The problem with calling this a war is that the right-wing press are calling this a war. This is not an existential threat to us in the way, say, WW2 was to the Soviet Union or to the UK once we had engaged militarily. We could withdraw from bombing campaigns in the middle east tomorrow and see almost no immediate detrimental domestic repercussions. That is probably a sign that this is not so much a war but something else. If it was domestic we would call it a massacre.

The more we go down the road of annihilation, the more costly that peace process will be and the more people will die purely for war. That includes our own.



I would like to nitpick a little here.

WW2 was an existential threat to the Soviet Union.

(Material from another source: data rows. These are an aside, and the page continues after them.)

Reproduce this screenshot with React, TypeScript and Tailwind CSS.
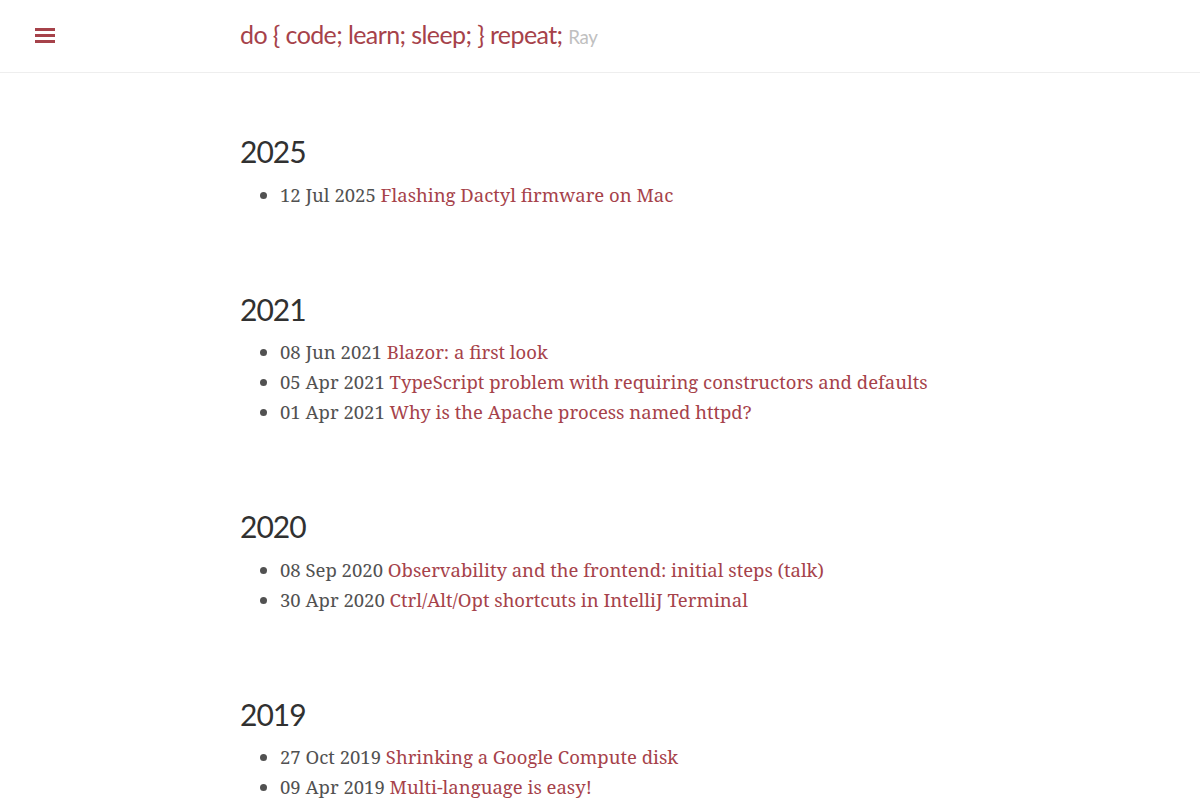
type Post = { date: string; title: string };
type Year = { year: string; posts: Post[] };

const years: Year[] = [
  { year: "2025", posts: [{ date: "12 Jul 2025", title: "Flashing Dactyl firmware on Mac" }] },
  {
    year: "2021",
    posts: [
      { date: "08 Jun 2021", title: "Blazor: a first look" },
      { date: "05 Apr 2021", title: "TypeScript problem with requiring constructors and defaults" },
      { date: "01 Apr 2021", title: "Why is the Apache process named httpd?" },
    ],
  },
  {
    year: "2020",
    posts: [
      { date: "08 Sep 2020", title: "Observability and the frontend: initial steps (talk)" },
      { date: "30 Apr 2020", title: "Ctrl/Alt/Opt shortcuts in IntelliJ Terminal" },
    ],
  },
  {
    year: "2019",
    posts: [
      { date: "27 Oct 2019", title: "Shrinking a Google Compute disk" },
      { date: "09 Apr 2019", title: "Multi-language is easy!" },
    ],
  },
];

export default function App() {
  return (
    <div className="relative min-h-screen bg-white">
      <button className="absolute left-[35px] top-[28px] flex flex-col gap-[3px]" aria-label="Toggle sidebar">
        <span className="block h-[3px] w-[20px] bg-[#a6424a]" />
        <span className="block h-[3px] w-[20px] bg-[#a6424a]" />
        <span className="block h-[3px] w-[20px] bg-[#a6424a]" />
      </button>
      <header className="border-b border-[#eeeeee] pt-[19px] pb-[20px]">
        <div className="mx-auto max-w-[760px] px-5">
          <h3 className="font-['Lato',sans-serif] text-[25px] leading-[31px] tracking-[-0.6px] text-[#a6424a]">
            do {"{"} code; learn; sleep; {"}"} repeat;{" "}
            <small className="text-[18.75px] tracking-[-0.3px] text-[#c0c0c0]">Ray</small>
          </h3>
        </div>
      </header>
      <main className="mx-auto max-w-[760px] px-5 pt-[60px]">
        {years.map((y, i) => (
          <section key={y.year} className={i === 0 ? "" : "mt-[81px]"}>
            <h2 className="mb-[9px] font-['Lato',sans-serif] text-[30px] leading-[37.5px] tracking-[-1px] text-[#313131]">
              {y.year}
            </h2>
            <ul className="list-disc pl-10 font-['Noto_Serif',serif] text-[18.5px] leading-[30px] text-[#515151]">
              {y.posts.map((p) => (
                <li key={p.title}>
                  {p.date}{" "}
                  <a href="#" className="text-[#a6424a]">
                    {p.title}
                  </a>
                </li>
              ))}
            </ul>
          </section>
        ))}
      </main>
    </div>
  );
}
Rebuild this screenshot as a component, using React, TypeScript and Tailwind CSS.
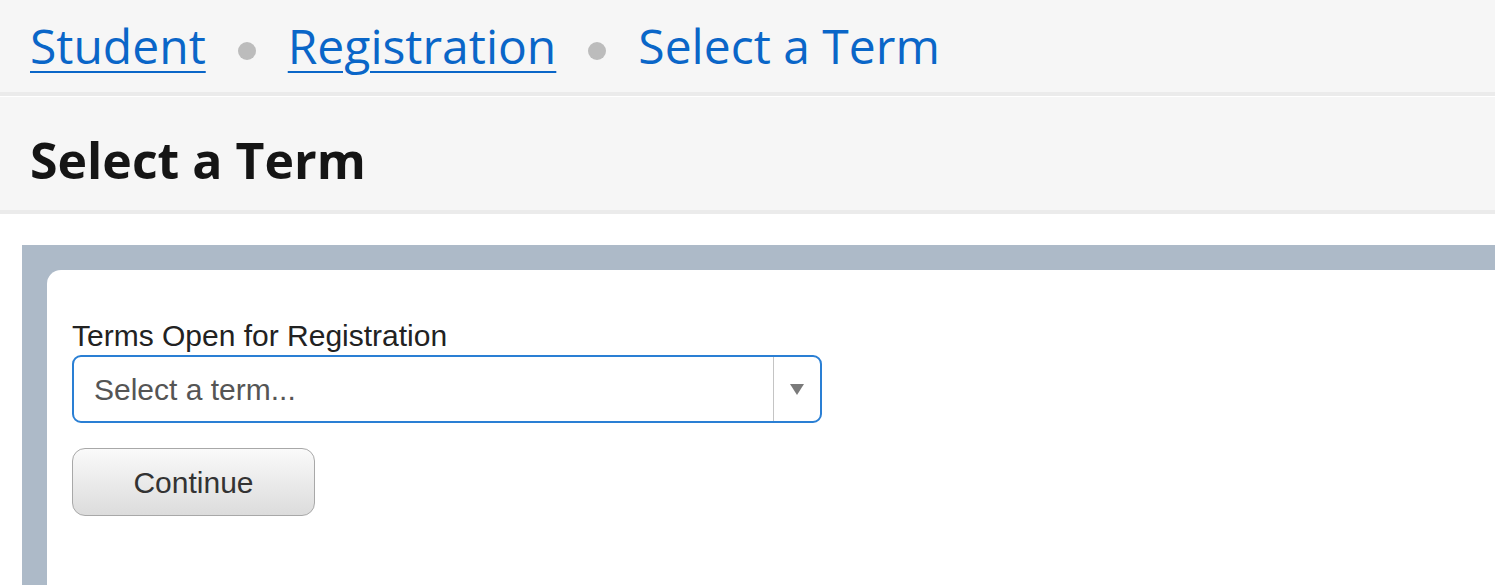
export default function App() {
  return (
    <div className="w-[1495px] h-[585px] overflow-hidden bg-white" style={{ fontFamily: '"Liberation Sans", Arial, sans-serif' }}>
      <div className="h-[92px] bg-[#f6f6f6] flex items-center pl-[30px] font-['Open_Sans',sans-serif] text-[48px] text-[#0a66c8] leading-none">
        <a href="#" className="underline decoration-[2px] underline-offset-[7px]">Student</a>
        <span className="mx-[32px] mt-[10px] w-[18px] h-[18px] rounded-full bg-[#bcbcbc] inline-block" />
        <a href="#" className="underline decoration-[2px] underline-offset-[7px]">Registration</a>
        <span className="mx-[32px] mt-[10px] w-[18px] h-[18px] rounded-full bg-[#bcbcbc] inline-block" />
        <span>Select a Term</span>
      </div>
      <div className="h-[4px] bg-[#ebebeb]" />
      <div className="h-[1px] bg-white" />
      <div className="h-[117px] bg-[#f6f6f6] flex items-center pl-[30px] border-b-[4px] border-[#ebebeb]">
        <h1 className="font-['Open_Sans',sans-serif] font-bold text-[50px] text-[#151515] leading-none mt-[12px]">Select a Term</h1>
      </div>
      <div className="mt-[31px] ml-[22px] bg-[#adbac8] pt-[25px] pl-[25px] h-[400px]">
        <div className="bg-white rounded-tl-[14px] h-full pt-[49px] pl-[25px]">
          <label className="block text-[30px] leading-[34px] text-[#222] mb-[2px]">Terms Open for Registration</label>
          <div className="w-[750px] h-[68px] border-2 border-[#2a7fd4] rounded-[9px] flex items-stretch bg-white">
            <div className="flex-1 flex items-center pl-[20px] text-[30px] text-[#555]">Select a term...</div>
            <div className="w-[1.5px] bg-[#c4c4c4]" />
            <div className="w-[46px] flex items-center justify-center">
              <svg width="14" height="11" viewBox="0 0 14 11"><polygon points="0,0 14,0 7,11" fill="#7a7a7a" /></svg>
            </div>
          </div>
          <button className="mt-[25px] w-[243px] h-[68px] border border-[#a8a8a8] rounded-[13px] bg-gradient-to-b from-[#fafafa] to-[#dcdcdc] text-[30px] text-[#333] flex items-center justify-center">
            Continue
          </button>
        </div>
      </div>
    </div>
  );
}
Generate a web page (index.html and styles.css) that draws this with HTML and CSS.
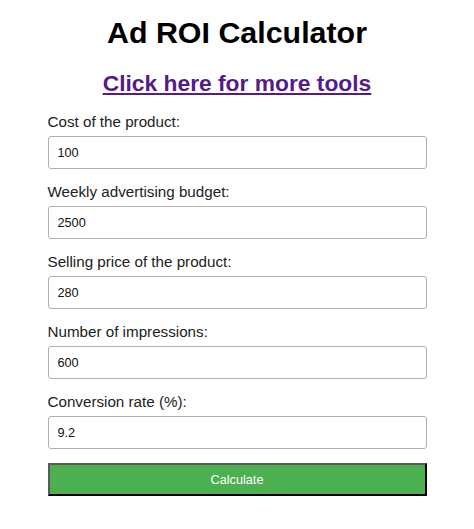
FILE: index.html
```html
<!DOCTYPE html>
<html lang="en">
<head>
<meta charset="utf-8">
<title>Ad ROI Calculator</title>
<link rel="stylesheet" href="styles.css">
</head>
<body>
<div class="container">
  <h1 class="title">Ad ROI Calculator</h1>
  <h2 class="more"><a href="#" class="more-link">Click here for more tools</a></h2>
  <form class="form">
    <label class="label" for="cost">Cost of the product:</label>
    <input class="field" id="cost" type="text" value="100">
    <label class="label" for="budget">Weekly advertising budget:</label>
    <input class="field" id="budget" type="text" value="2500">
    <label class="label" for="price">Selling price of the product:</label>
    <input class="field" id="price" type="text" value="280">
    <label class="label" for="impr">Number of impressions:</label>
    <input class="field" id="impr" type="text" value="600">
    <label class="label" for="conv">Conversion rate (%):</label>
    <input class="field" id="conv" type="text" value="9.2">
    <button class="calc" type="button">Calculate</button>
  </form>
</div>
</body>
</html>
```
FILE: styles.css
```css
html, body {
  margin: 0;
  padding: 0;
  background: #ffffff;
}
body {
  font-family: "Liberation Sans", Arial, sans-serif;
  color: #222;
}
.container {
  max-width: 379px;
  margin: 0 auto;
  padding: 14px 0 20px;
}
.title {
  font-size: 30.4px;
  font-weight: bold;
  color: #000;
  text-align: center;
  margin: 0;
  line-height: 36px;
}
.more {
  font-size: 22.8px;
  text-align: center;
  margin: 19px 0 16px;
  line-height: 28px;
}
.more-link {
  color: #551a8b;
  text-decoration: underline;
}
.form {
  display: flex;
  flex-direction: column;
}
.label {
  font-size: 15.2px;
  line-height: 18px;
  color: #222;
  margin-bottom: 5px;
}
.field {
  box-sizing: border-box;
  width: 100%;
  height: 33px;
  padding: 0 9px;
  border: 1px solid #b0b0b0;
  border-radius: 3px;
  font-family: "Liberation Sans", Arial, sans-serif;
  font-size: 12.7px;
  color: #111;
  background: #fff;
  margin: 0 0 14px;
}
.calc {
  box-sizing: border-box;
  width: 100%;
  height: 33px;
  background: #4caf50;
  color: #fff;
  border: 2px outset #767676;
  border-top-color: #5a5a5a;
  border-left-color: #5a5a5a;
  border-right-color: #1e1e1e;
  border-bottom-color: #1e1e1e;
  font-family: "Liberation Sans", Arial, sans-serif;
  font-size: 12.7px;
  padding: 0;
}
```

It was so existential that this became the largest part of the identity of Russians.

But WW2 was not an existential threat to UK. UK could have exited from the war at any time. No battle took place on the soil of UK mainland.

I am not saying the people in UK did not suffer - they just did not suffer comparably to the people in the middle of the conflict. In a way the war was rather distant to the people living in UK.

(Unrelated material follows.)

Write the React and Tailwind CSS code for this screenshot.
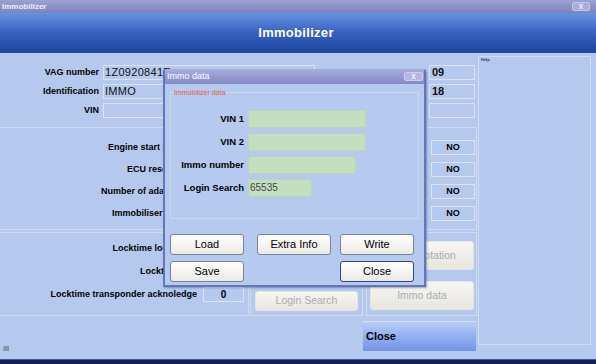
import React from 'react';

const font = "font-['Liberation_Sans',Arial,sans-serif]";

const TopRow = ({ label, value, inputW, right }) => (
  <div className="flex h-[15px] items-center">
    <div className="w-[99px] text-right text-[9px] font-bold text-black">{label}</div>
    <div className={`ml-[4px] h-full ${inputW} border border-[#dbe2f2] pl-[1px] text-[11px] leading-[13px] tracking-[0.3px] text-[#111]`}>
      {value}
    </div>
    <div className="ml-auto mr-[2px] h-full w-[46px] border border-[#dbe2f2] pl-[2px] text-[11px] font-bold leading-[13px] text-[#111]">
      {right}
    </div>
  </div>
);

const StatusRow = ({ label }) => (
  <div className="flex h-[15px] items-center">
    <div className="w-[199px] text-right text-[9px] font-bold text-black">{label}</div>
    <div className="ml-auto mr-[1px] flex h-full w-[44px] items-center justify-center border border-[#dbe2f2] text-[9px] font-bold text-black">
      NO
    </div>
  </div>
);

const LockRow = ({ label, value }) => (
  <div className="flex h-[15px] items-center">
    <div className="w-[197px] text-right text-[9px] font-bold text-black">{label}</div>
    <div className="ml-[6px] flex h-full w-[41px] items-center justify-center border border-[#dbe2f2] text-[10px] font-bold text-black">
      {value}
    </div>
  </div>
);

const DialogRow = ({ label, w, value }) => (
  <div className="flex h-[18px] items-center">
    <div className="w-[73px] text-right text-[9.5px] font-bold text-black">{label}</div>
    <div className={`ml-[4px] h-full ${w} border border-[#b9d5b5] bg-[#c4dfc0] pl-[1px] text-[10px] leading-[16px] text-[#444]`}>
      {value}
    </div>
  </div>
);

const DlgButton = ({ children, focused, className = '' }) => (
  <button
    className={`block h-[21px] w-[74px] shrink-0 rounded-[3px] border bg-gradient-to-b from-white to-[#ebeae4] text-[11px] leading-[19px] text-black ${
      focused ? 'border-[#34448c]' : 'border-[#76839c]'
    } ${className}`}
  >
    {children}
  </button>
);

const GreyButton = ({ children, className }) => (
  <button
    className={`block rounded-[3px] border border-[#e4e4e2] bg-gradient-to-b from-[#f7f6f3] to-[#e7e6e0] text-[10.5px] text-[#acacac] ${className}`}
  >
    {children}
  </button>
);

export default function App() {
  return (
    <div className={`relative flex h-[364px] w-[596px] flex-col overflow-hidden bg-[#b5c9ef] ${font}`}>
      {/* window title bar */}
      <div className="flex h-[13px] items-center bg-gradient-to-b from-[#9ca1d3] to-[#7e83bd] pl-[2px]">
        <span className="text-[8px] font-bold text-[#eef0ff]">Immobilizer</span>
        <div className="ml-auto mr-[6px] flex h-[9px] w-[18px] items-center justify-center rounded-[2px] border border-[#c3c6e6] bg-[#a9addb] text-[9px] leading-none text-white">
          x
        </div>
      </div>

      {/* header */}
      <div className="flex h-[40px] items-center justify-center border-b border-[#2a4a9c] bg-gradient-to-b from-[#6792e2] via-[#3862c0] to-[#1b459d]">
        <span className="ml-[-4px] text-[13px] font-bold tracking-[0.3px] text-white">Immobilizer</span>
      </div>

      <div className="flex flex-1">
        {/* left column */}
        <div className="flex w-[477px] flex-col">
          <div className="flex flex-col gap-[4px] pt-[12px]">
            <TopRow label="VAG number" value="1Z0920841E" inputW="w-[212px]" right="09" />
            <TopRow label="Identification" value="IMMO" inputW="w-[212px]" right="18" />
            <TopRow label="VIN" value="" inputW="w-[318px]" right="" />
          </div>

          <div className="mt-[9px] flex flex-col gap-[7px] border-y border-r border-[#d2dbee] pb-[8px] pt-[12px]">
            <StatusRow label="Engine start possible" />
            <StatusRow label="ECU reset status" />
            <StatusRow label="Number of adaptations" />
            <StatusRow label="Immobiliser enabled" />
          </div>

          <div className="mt-[2px] flex h-[84px]">
            <div className="flex w-[249px] flex-col gap-[8px] border-y border-r border-[#d2dbee] pt-[8px]">
              <LockRow label="Locktime login time" value="0" />
              <LockRow label="Locktime key" value="0" />
              <LockRow label="Locktime transponder acknoledge" value="0" />
            </div>
            <div className="ml-[1px] flex w-[113px] flex-col justify-end border border-[#d2dbee] pb-[4px] pl-[4px]">
              <GreyButton className="h-[20px] w-[103px]">Login Search</GreyButton>
            </div>
            <div className="ml-[3px] flex w-[111px] flex-col gap-[11px] border border-[#d2dbee] pl-[3px] pt-[8px]">
              <GreyButton className="h-[29px] w-[104px]">Login Rotation</GreyButton>
              <GreyButton className="h-[29px] w-[104px]">Immo data</GreyButton>
            </div>
          </div>

          <div className="mt-[5px] flex items-end">
            <span className="mb-[-1px] ml-[3px] text-[7px] leading-none tracking-[-0.5px] text-[#555]">IIII</span>
            <button className="ml-auto mr-[1px] flex h-[30px] w-[113px] items-center border-t border-[#d4e0fa] bg-gradient-to-b from-[#b9cdf6] via-[#93aef0] to-[#7594ea] pl-[3px] text-[11px] font-bold text-black">
              Close
            </button>
          </div>
        </div>

        {/* help panel */}
        <div className="ml-[1px] mt-[3px] h-[289px] w-[113px] border border-[#d3ddf2] pl-[2px] pt-[1px]">
          <span className="block text-[4px] font-bold leading-none text-[#333]">Help</span>
        </div>
      </div>

      {/* bottom strip */}
      <div className="h-[5px] border-t border-[#3d56a8] bg-[#14214f]" />

      {/* Immo data dialog */}
      <div className="absolute left-[163px] top-[69px] flex h-[218px] w-[263px] flex-col rounded-t-[3px] border-x-2 border-b-2 border-[#6476bb] bg-[#b6caf0] shadow-[1px_1px_2px_rgba(40,50,110,0.4)]">
        <div className="flex h-[15px] shrink-0 items-center rounded-t-[2px] bg-gradient-to-b from-[#a9aedd] to-[#8389c4] pl-[2px]">
          <span className="text-[9px] text-white">Immo data</span>
          <div className="ml-auto mr-[1px] flex h-[9px] w-[19px] items-center justify-center rounded-[2px] border border-[#cdd0ec] bg-[#b3b7e1] text-[9px] leading-none text-white">
            x
          </div>
        </div>

        <div className="flex flex-col px-[5px] pb-[3px]">
          <div className="relative mt-[8px] flex h-[127px] w-[249px] flex-col gap-[5px] border border-[#cdd8ef] pt-[17px]">
            <span className="absolute -top-[5px] left-[2px] bg-[#b6caf0] px-[1px] text-[7px] leading-[9px] text-[#e2622c]">
              Immobilizer data
            </span>
            <DialogRow label="VIN 1" w="w-[118px]" value="" />
            <DialogRow label="VIN 2" w="w-[118px]" value="" />
            <DialogRow label="Immo number" w="w-[108px]" value="" />
            <DialogRow label="Login Search" w="w-[64px]" value="65535" />
          </div>

          <div className="mt-[15px] flex flex-col gap-[6px]">
            <div className="flex items-start">
              <DlgButton>Load</DlgButton>
              <DlgButton className="ml-[13px]">Extra Info</DlgButton>
              <DlgButton className="ml-[9px]">Write</DlgButton>
            </div>
            <div className="flex items-start">
              <DlgButton>Save</DlgButton>
              <DlgButton focused className="ml-[96px]">
                Close
              </DlgButton>
            </div>
          </div>
        </div>
      </div>
    </div>
  );
}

> No battle took place on the soil of UK mainland.

Well, that's because the battle eventually took place in (mostly) France. But it's not as if that battle would not have eventually happened in the UK if the Germans had managed to gain air supremacy over the UK or if they had managed to pull a reverse Normandy. The UK could not have exited from the war at any time at all, their shipping would have been sunk and they would have been under siege from the moment they did so.

The larger cities were receiving a good number of aerial bombardments and V2's (ok, also a form of aerial bombardment). And then there was the shipping tonnage sunk with all hands.

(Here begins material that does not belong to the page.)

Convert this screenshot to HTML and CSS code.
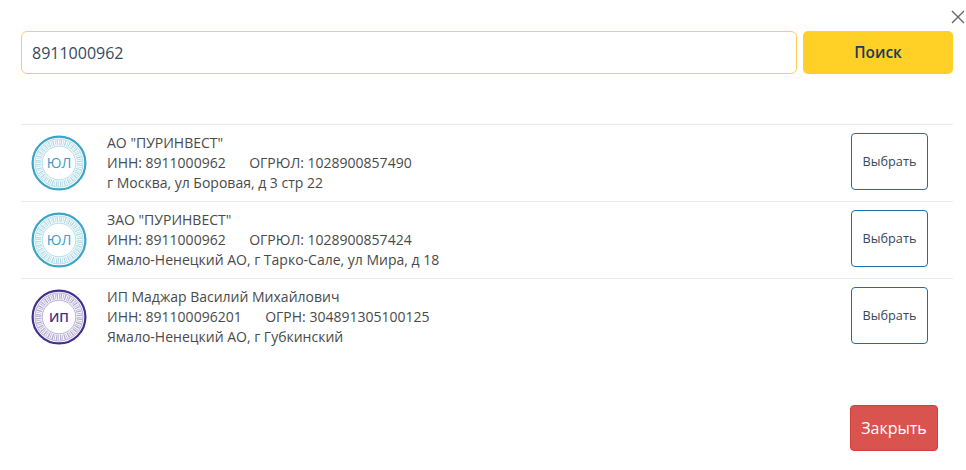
FILE: index.html
```html
<!DOCTYPE html>
<html lang="en">
<head>
    <meta charset="UTF-8">
    <meta name="viewport" content="width=device-width, initial-scale=1.0">
    <title>Поиск</title>
    <link rel="stylesheet" href="styles.css">
</head>
<body>
    <div class="modal">
        <div class="modal-top">
            <svg class="close-icon" width="14" height="14" viewBox="0 0 14 14">
                <path d="M1 1L13 13M13 1L1 13" stroke="#666" stroke-width="1.4" fill="none"/>
            </svg>
        </div>
        <form class="search-form">
            <input class="search-input" type="text" value="8911000962">
            <button class="search-button" type="button">Поиск</button>
        </form>
        <div class="results">
            <div class="result-row">
                <svg class="stamp stamp-ul" width="58" height="58" viewBox="0 0 58 58">
                    <circle cx="29" cy="29" r="26.4" class="stamp-outer"/>
                    <circle cx="29" cy="29" r="24" class="stamp-thin"/>
                    <circle cx="29" cy="29" r="20.5" class="stamp-dots"/>
                    <circle cx="29" cy="29" r="16.8" class="stamp-thin"/>
                    <text x="29" y="34" text-anchor="middle" class="stamp-text">ЮЛ</text>
                </svg>
                <div class="result-info">
                    <div>АО "ПУРИНВЕСТ"</div>
                    <div class="result-codes"><span>ИНН: 8911000962</span><span>ОГРЮЛ: 1028900857490</span></div>
                    <div>г Москва, ул Боровая, д 3 стр 22</div>
                </div>
                <button class="select-button" type="button">Выбрать</button>
            </div>
            <div class="result-row">
                <svg class="stamp stamp-ul" width="58" height="58" viewBox="0 0 58 58">
                    <circle cx="29" cy="29" r="26.4" class="stamp-outer"/>
                    <circle cx="29" cy="29" r="24" class="stamp-thin"/>
                    <circle cx="29" cy="29" r="20.5" class="stamp-dots"/>
                    <circle cx="29" cy="29" r="16.8" class="stamp-thin"/>
                    <text x="29" y="34" text-anchor="middle" class="stamp-text">ЮЛ</text>
                </svg>
                <div class="result-info">
                    <div>ЗАО "ПУРИНВЕСТ"</div>
                    <div class="result-codes"><span>ИНН: 8911000962</span><span>ОГРЮЛ: 1028900857424</span></div>
                    <div>Ямало-Ненецкий АО, г Тарко-Сале, ул Мира, д 18</div>
                </div>
                <button class="select-button" type="button">Выбрать</button>
            </div>
            <div class="result-row">
                <svg class="stamp stamp-ip" width="58" height="58" viewBox="0 0 58 58">
                    <circle cx="29" cy="29" r="26.4" class="stamp-outer"/>
                    <circle cx="29" cy="29" r="24" class="stamp-thin"/>
                    <circle cx="29" cy="29" r="20.5" class="stamp-dots"/>
                    <circle cx="29" cy="29" r="16.8" class="stamp-thin"/>
                    <text x="29" y="34" text-anchor="middle" class="stamp-text">ИП</text>
                </svg>
                <div class="result-info">
                    <div>ИП Маджар Василий Михайлович</div>
                    <div class="result-codes"><span>ИНН: 891100096201</span><span>ОГРН: 304891305100125</span></div>
                    <div>Ямало-Ненецкий АО, г Губкинский</div>
                </div>
                <button class="select-button" type="button">Выбрать</button>
            </div>
        </div>
        <div class="modal-footer">
            <button class="close-button" type="button">Закрыть</button>
        </div>
    </div>
</body>
</html>
```

FILE: styles.css
```css
/* Global styles */
body {
    font-family: "Open Sans", Arial, sans-serif;
    background-color: #fff;
    color: #444;
    margin: 0;
    padding: 0;
}

.modal {
    width: 966px;
    height: 470px;
    box-sizing: border-box;
    padding: 10px 1px 0 21px;
    overflow: hidden;
}

.modal-top {
    display: flex;
    justify-content: flex-end;
    height: 21px;
}

.close-icon {
    display: block;
}

.search-form {
    display: flex;
    gap: 6px;
    width: 932px;
    height: 43px;
}

.search-input {
    flex: 1;
    min-width: 0;
    box-sizing: border-box;
    border: 1px solid #fccf52;
    border-radius: 6px;
    padding: 0 10px;
    font-family: inherit;
    font-size: 16px;
    color: #35495e;
    outline: none;
}

.search-button {
    width: 150px;
    background-color: #ffd026;
    border: none;
    border-radius: 5px;
    color: #1c3c5c;
    font-family: inherit;
    font-size: 15.4px;
    font-weight: 600;
}

.results {
    width: 932px;
    margin-top: 50px;
}

.result-row {
    display: flex;
    align-items: center;
    height: 77px;
    box-sizing: border-box;
    border-top: 1px solid #eaeaea;
    padding: 0 25px 0 9px;
}

/* round stamps next to each company */
.stamp {
    flex: none;
    display: block;
}

.stamp circle {
    fill: none;
}

.stamp-outer {
    stroke-width: 2.2;
}

.stamp-thin {
    stroke-width: 0.7;
    opacity: 0.55;
}

.stamp-dots {
    stroke-width: 5.5;
    stroke-dasharray: 0.8 0.8 1.4 1;
    opacity: 0.4;
}

.stamp-text {
    font-family: "Open Sans", Arial, sans-serif;
    font-size: 14px;
}

.stamp-ul circle {
    stroke: #3ba5c6;
}

.stamp-ul .stamp-text {
    fill: #3d9cc8;
}

.stamp-ip circle {
    stroke: #43308f;
}

.stamp-ip .stamp-text {
    fill: #3f2f88;
    font-size: 13px;
    font-weight: 600;
}

.result-info {
    flex: 1;
    margin-left: 19px;
    font-size: 14px;
    line-height: 20px;
    color: #4a4a4a;
}

.result-codes span + span {
    margin-left: 23.5px;
}

.select-button {
    align-self: flex-start;
    margin-top: 8px;
    width: 77px;
    height: 57px;
    background-color: #fff;
    border: 1px solid #1a6fa8;
    border-radius: 4px;
    color: #35495e;
    font-family: inherit;
    font-size: 12.7px;
    padding: 0 0 2px;
}

.modal-footer {
    display: flex;
    justify-content: flex-end;
    width: 917px;
    margin-top: 50px;
}

.close-button {
    width: 88px;
    height: 46px;
    background-color: #d9534f;
    border: 1px solid #d43f3a;
    border-radius: 4px;
    color: #fff;
    font-family: inherit;
    font-size: 16px;
    padding: 0;
}
```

War very much came to the UK, even if the eventual battle took place in France, Belgium, NL and eventually Germany (where whole cities had been obliterated).


UK could have negotiated unilateral peace with Germany, and it's likely that such negotiations would have succeeded. Hitler didn't actually want to fight the Brits - indeed, in "Mein Kampf" it's clear that he saw them with somewhat akin to an admiration, and a potential ally.

Not so for the USSR, since it had been designated as "Lebensraum".


Exactly, and this was my point - people in UK share somewhat disconnected experience from WW2.